В мире растений и животных

We use cookies. Read the Privacy and Cookie Policy

В мире растений и животных

Марина Ивановна Цветаева. Из записной книжки 1919–1920 гг.:

Природа на меня действует несравненно сильнее (искусства. — Сост.), природа — часть меня, за небо душу отдам.

Поняла: в природе — просто отмечаю — мне дороже то, что наверху: солнце, небо, деревья — tout се qui plane[8]. Чего я не люблю в природе, это подробностей: — tout се qui grouille[9], изобилия ее не люблю, землю мало люблю. (Люблю сухую, как камень, чтобы нога, как копыто.)

В природе, должно быть, я люблю ее Романтизм, ее Высокий Лад. Меня не тянет ни к огороду (подробности), ни к сажанию и выращиванию, — я не Мать — вечернее небо (апофеоз, где все мои боги!) меня опьяняет больше, чем запах весенней земли. — Вспаханная земля! — это не сводит меня с ума — непосредственно — мне надо стать другой — другим! — чтобы это полюбить. Это не родилось со мной. Когда я говорю «на ласковой земле», «на землю нежную» я вижу большие, большие деревья и людей под ними.

Это не искусственность — я же не люблю искусства! — это та моя — во всем — особенность, как в выборе людей, книг, платьев.

Вспаханная земля мне ближе Лаокоона, но оба мне— в общем — не нужны.

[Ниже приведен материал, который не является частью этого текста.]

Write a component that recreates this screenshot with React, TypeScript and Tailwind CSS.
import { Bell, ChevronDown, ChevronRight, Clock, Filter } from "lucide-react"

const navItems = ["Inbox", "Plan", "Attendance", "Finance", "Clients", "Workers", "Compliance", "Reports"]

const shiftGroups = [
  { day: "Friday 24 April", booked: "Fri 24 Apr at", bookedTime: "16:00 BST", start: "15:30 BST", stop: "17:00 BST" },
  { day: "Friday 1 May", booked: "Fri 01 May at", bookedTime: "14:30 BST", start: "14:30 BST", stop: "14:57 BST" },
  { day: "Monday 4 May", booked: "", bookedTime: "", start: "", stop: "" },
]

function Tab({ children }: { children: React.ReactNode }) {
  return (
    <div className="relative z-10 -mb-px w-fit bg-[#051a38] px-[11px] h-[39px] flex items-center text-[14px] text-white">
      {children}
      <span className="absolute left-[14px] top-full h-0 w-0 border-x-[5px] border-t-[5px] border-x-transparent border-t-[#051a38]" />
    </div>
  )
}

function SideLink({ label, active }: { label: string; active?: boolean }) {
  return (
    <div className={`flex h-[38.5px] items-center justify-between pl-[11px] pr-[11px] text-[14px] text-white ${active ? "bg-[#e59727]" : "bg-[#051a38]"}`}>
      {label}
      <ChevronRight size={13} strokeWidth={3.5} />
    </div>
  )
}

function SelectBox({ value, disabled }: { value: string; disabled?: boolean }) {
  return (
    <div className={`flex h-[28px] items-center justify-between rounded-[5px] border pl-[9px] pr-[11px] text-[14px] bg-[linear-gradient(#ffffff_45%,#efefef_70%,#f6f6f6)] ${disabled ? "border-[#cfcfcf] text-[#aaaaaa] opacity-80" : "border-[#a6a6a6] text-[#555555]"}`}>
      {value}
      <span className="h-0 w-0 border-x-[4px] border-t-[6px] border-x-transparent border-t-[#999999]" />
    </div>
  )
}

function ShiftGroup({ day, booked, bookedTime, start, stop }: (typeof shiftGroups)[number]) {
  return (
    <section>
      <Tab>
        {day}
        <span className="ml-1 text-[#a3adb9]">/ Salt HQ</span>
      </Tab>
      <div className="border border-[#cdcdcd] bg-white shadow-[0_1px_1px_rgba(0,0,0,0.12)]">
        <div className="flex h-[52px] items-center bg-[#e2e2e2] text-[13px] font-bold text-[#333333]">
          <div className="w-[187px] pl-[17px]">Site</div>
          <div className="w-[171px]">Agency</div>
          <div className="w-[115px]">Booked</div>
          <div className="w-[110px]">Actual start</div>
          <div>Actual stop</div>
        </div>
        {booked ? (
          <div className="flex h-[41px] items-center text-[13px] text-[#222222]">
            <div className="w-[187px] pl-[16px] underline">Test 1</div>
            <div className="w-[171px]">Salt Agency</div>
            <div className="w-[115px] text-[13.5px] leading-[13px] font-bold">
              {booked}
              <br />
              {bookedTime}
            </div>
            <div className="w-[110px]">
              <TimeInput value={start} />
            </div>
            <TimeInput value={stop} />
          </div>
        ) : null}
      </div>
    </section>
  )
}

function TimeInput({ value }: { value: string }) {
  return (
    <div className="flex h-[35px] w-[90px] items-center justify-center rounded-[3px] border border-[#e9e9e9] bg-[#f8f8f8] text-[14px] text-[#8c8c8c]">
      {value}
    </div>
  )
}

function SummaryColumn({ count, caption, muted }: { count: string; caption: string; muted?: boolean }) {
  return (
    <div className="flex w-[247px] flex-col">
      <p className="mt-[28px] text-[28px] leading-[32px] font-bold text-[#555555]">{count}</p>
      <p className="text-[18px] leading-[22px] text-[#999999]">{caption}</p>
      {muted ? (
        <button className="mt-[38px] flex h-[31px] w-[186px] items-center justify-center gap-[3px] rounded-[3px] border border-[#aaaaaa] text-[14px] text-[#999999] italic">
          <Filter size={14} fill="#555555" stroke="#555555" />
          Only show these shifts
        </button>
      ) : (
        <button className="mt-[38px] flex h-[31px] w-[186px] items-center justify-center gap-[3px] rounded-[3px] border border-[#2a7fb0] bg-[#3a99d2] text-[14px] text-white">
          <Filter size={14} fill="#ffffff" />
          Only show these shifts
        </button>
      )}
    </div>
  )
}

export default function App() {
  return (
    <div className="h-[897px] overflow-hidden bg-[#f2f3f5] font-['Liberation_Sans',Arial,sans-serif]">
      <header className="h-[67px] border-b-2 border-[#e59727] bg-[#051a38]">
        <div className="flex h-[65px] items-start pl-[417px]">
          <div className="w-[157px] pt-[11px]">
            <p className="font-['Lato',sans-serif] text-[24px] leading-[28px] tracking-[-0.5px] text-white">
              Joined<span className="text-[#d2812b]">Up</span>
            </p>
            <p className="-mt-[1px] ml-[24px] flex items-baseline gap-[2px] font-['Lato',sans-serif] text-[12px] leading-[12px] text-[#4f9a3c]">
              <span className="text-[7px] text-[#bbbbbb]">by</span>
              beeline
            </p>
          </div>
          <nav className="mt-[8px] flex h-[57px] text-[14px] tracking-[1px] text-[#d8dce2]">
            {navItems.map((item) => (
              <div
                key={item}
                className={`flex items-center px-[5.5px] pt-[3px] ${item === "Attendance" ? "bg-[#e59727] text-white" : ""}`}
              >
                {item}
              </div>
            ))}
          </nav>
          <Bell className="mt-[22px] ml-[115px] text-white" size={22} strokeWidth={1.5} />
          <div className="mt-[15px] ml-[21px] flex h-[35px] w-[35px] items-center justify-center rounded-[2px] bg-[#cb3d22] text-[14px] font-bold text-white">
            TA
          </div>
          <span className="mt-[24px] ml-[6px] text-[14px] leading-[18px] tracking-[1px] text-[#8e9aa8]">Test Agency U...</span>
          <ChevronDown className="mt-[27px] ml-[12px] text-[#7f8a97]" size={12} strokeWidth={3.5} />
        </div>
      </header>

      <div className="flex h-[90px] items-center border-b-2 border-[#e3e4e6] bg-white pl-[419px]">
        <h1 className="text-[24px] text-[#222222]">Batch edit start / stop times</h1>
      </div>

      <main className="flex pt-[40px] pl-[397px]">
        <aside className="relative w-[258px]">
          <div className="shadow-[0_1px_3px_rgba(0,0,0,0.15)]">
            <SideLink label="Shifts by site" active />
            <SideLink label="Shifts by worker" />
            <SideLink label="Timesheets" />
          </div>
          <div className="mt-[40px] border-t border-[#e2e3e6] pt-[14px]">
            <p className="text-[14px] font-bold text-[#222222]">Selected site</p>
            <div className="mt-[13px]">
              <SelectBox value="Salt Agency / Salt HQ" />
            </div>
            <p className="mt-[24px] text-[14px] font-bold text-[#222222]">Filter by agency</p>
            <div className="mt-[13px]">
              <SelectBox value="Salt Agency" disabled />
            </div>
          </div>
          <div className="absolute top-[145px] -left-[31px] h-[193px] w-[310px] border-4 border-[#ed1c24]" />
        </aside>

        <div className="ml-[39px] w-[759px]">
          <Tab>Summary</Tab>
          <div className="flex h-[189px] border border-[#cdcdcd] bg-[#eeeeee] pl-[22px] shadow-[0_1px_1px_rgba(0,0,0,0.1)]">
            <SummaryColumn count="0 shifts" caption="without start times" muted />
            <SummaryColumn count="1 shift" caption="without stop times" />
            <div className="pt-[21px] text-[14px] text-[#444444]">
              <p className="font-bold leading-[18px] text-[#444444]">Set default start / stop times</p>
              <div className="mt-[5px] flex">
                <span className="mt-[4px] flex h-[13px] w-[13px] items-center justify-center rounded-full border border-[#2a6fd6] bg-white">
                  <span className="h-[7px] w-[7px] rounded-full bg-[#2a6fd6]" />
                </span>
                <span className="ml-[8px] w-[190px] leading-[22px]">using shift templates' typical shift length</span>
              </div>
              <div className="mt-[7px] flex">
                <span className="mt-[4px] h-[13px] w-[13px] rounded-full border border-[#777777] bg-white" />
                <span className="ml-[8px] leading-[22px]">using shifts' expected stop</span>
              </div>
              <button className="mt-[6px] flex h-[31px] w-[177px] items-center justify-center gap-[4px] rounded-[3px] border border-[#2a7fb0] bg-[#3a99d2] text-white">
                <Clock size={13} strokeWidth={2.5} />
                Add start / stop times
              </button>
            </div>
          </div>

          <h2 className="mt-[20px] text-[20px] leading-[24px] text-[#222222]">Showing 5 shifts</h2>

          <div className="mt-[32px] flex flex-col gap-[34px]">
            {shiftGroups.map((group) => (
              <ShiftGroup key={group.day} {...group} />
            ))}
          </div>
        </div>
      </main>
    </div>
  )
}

Вспаханная земля — это и Младенчество и Мать — умиляюсь, преклоняюсь и прохожу мимо.

Кроме того, я в природе чувствую обиду, — слишком всему и всем в ней не до меня. Я хочу, мне надо, чтобы меня любили.

Поэтому мои 2 тополя перед крыльцом мне, пожалуй, дороже больших лесов, они — волей неволей за 6 лет успели привыкнуть ко мне, отметить меня, — кто так часто на рассвете глядел на них с крыльца? <…>

Что я еще люблю в природе: это превозможение. Опасные переходы <…> — скалы, горы, 30-тиверстные прогулки, — действенность!

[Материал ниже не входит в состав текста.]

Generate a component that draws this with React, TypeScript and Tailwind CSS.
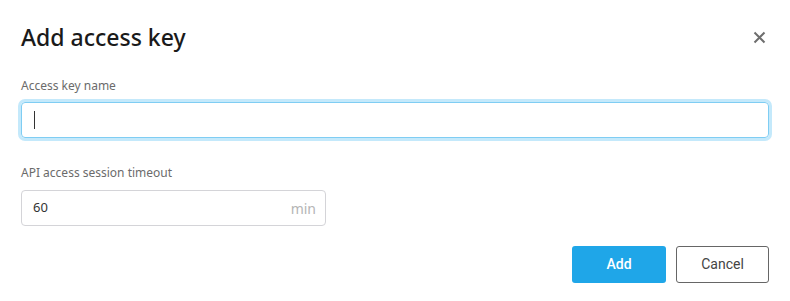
import React from "react";

export default function App() {
  return (
    <div
      className="w-[790px] h-[301px] bg-white px-[21px] overflow-hidden"
      style={{ fontFamily: '"Noto Sans", "Open Sans", sans-serif' }}
    >
      <div className="flex items-center justify-between mt-[21px] h-[32px]">
        <h1 className="text-[23px] leading-[32px] text-[#1a1a1a] font-medium">Add access key</h1>
        <button className="mr-[2px] w-[16px] h-[16px] flex items-center justify-center text-[#6e6e6e]">
          <svg width="13" height="13" viewBox="0 0 13 13">
            <path d="M1.5 1.5 L11.5 11.5 M11.5 1.5 L1.5 11.5" stroke="currentColor" strokeWidth="2" fill="none" />
          </svg>
        </button>
      </div>

      <label className="block mt-[25px] text-[12px] leading-[16px] text-[#6b6b6b]">Access key name</label>
      <div className="mt-[8px] h-[36px] w-full rounded-[4px] border border-[#7fcdf3] ring-[3px] ring-[#c4e9fb] flex items-center px-[12px]">
        <span className="w-px h-[18px] bg-[#333]"></span>
      </div>

      <label className="block mt-[27px] text-[12px] leading-[16px] text-[#6b6b6b]">API access session timeout</label>
      <div className="mt-[9px] h-[36px] w-[305px] rounded-[4px] border border-[#d4d4d8] flex items-center justify-between pl-[11px] pr-[9px]">
        <span className="text-[13px] text-[#333]">60</span>
        <span className="text-[14px] text-[#b5b5b5]">min</span>
      </div>

      <div className="flex justify-end gap-[10px] mt-[20px]" style={{ fontFamily: 'Roboto, "Noto Sans", sans-serif' }}>
        <button className="w-[94px] h-[37px] rounded-[3px] bg-[#1fa6e8] text-white text-[14px] font-medium">Add</button>
        <button className="w-[93px] h-[37px] rounded-[3px] border border-[#666] text-[#444] text-[14px] bg-white">Cancel</button>
      </div>
    </div>
  );
}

Чтобы все устали, а я нет! Чтобы все боялись, а я перепрыгнула! Чтобы никто ничего не нес, а я всё! И чтобы все жаловались, а я бежала! — Приключение! — Авантюру! — Казанову в природе. И не только Казанову!

В природе — в такой природе — я более, чем когда-либо — тот юный спартанец с лисенком.

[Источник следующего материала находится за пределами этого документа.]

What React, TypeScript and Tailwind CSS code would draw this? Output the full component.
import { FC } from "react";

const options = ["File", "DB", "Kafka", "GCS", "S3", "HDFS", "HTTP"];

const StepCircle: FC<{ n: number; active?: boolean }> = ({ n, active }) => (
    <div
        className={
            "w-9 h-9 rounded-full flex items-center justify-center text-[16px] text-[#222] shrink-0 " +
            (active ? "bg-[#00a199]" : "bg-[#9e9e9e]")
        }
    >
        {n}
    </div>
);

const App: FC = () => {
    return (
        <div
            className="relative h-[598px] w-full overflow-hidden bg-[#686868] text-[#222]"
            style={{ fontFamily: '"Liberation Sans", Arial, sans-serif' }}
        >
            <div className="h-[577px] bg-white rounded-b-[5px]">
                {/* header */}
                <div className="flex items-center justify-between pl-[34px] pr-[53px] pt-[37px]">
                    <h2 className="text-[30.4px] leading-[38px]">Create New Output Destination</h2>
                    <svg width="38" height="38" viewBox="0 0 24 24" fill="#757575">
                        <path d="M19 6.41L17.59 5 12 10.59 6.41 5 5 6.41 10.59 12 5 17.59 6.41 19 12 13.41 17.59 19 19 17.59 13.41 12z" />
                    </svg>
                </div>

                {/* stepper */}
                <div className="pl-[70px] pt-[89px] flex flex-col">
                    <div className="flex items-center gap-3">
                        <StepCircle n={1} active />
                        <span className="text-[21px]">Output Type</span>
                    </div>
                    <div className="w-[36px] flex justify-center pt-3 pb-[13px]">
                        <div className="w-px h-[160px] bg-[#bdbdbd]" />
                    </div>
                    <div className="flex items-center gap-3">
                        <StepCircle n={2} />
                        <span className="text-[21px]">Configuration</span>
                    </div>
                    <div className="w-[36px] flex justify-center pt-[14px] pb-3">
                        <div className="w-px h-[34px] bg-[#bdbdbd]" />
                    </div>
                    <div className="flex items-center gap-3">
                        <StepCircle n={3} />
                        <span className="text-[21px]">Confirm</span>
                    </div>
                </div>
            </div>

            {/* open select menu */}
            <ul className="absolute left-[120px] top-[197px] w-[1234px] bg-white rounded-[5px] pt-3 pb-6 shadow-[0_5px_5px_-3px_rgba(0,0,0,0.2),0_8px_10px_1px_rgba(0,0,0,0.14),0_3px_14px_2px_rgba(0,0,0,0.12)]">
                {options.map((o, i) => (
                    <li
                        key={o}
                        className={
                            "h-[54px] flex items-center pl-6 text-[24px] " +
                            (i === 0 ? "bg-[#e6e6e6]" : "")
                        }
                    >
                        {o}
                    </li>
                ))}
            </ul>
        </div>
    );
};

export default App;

Больно — трудно — ноги не идут, — нет, буду смеяться, буду бежать, возьму на себя все тяжести!

Чем труднее — тем лучше! Только тогда живу.

* * *

Ту блаженную, божественную, олимпийскую природу, где я только зритель, я д<олжно> б<ыть> не люблю par exces de sensibilite[10] — и опустошает она меня так только потому что я ее слишком сильно чувствую, — каждое дуновение

— Как Музыка — как любовь [12; 159–161].

Ариадна Сергеевна Эфрон:

С природой была связана воистину кровными узами, любила ее — горы, скалы, лес — языческой обожествляющей и вместе с тем преодолевающей ее любовью, без примеси созерцательности, поэтому с морем, которого не одолеть ни пешком, ни вплавь, не знала что делать. Просто любоваться им не умела [1; 144–145].

Марина Ивановна Цветаева. Из письма А. А. Тесковой. St. Gilles-sur-Vie, 8 июня 1926 г.:

Океан. Сознаю величие, но не люблю (никогда не любила моря, только раз, в первый раз — в детстве, под знаком пушкинского: «Прощай, свободная стихия!»).

Она свободная, а я на ней — связанная. Свобода моря равна только моей несвободе на нем. Что мне с морем делать? Глядеть. Мне этого мало. Плавать? Не люблю горизонтального положения. Плавать, ведь это лежать, ехать. Я люблю вертикаль: ходьбу, гору. Равнодействующую сил: высоты и моей. На Океане я зритель: в театре: полулежа: в ложе. Пляж — партер. Люблю в театре только раёк (верх), т. е. горы, которых здесь нет.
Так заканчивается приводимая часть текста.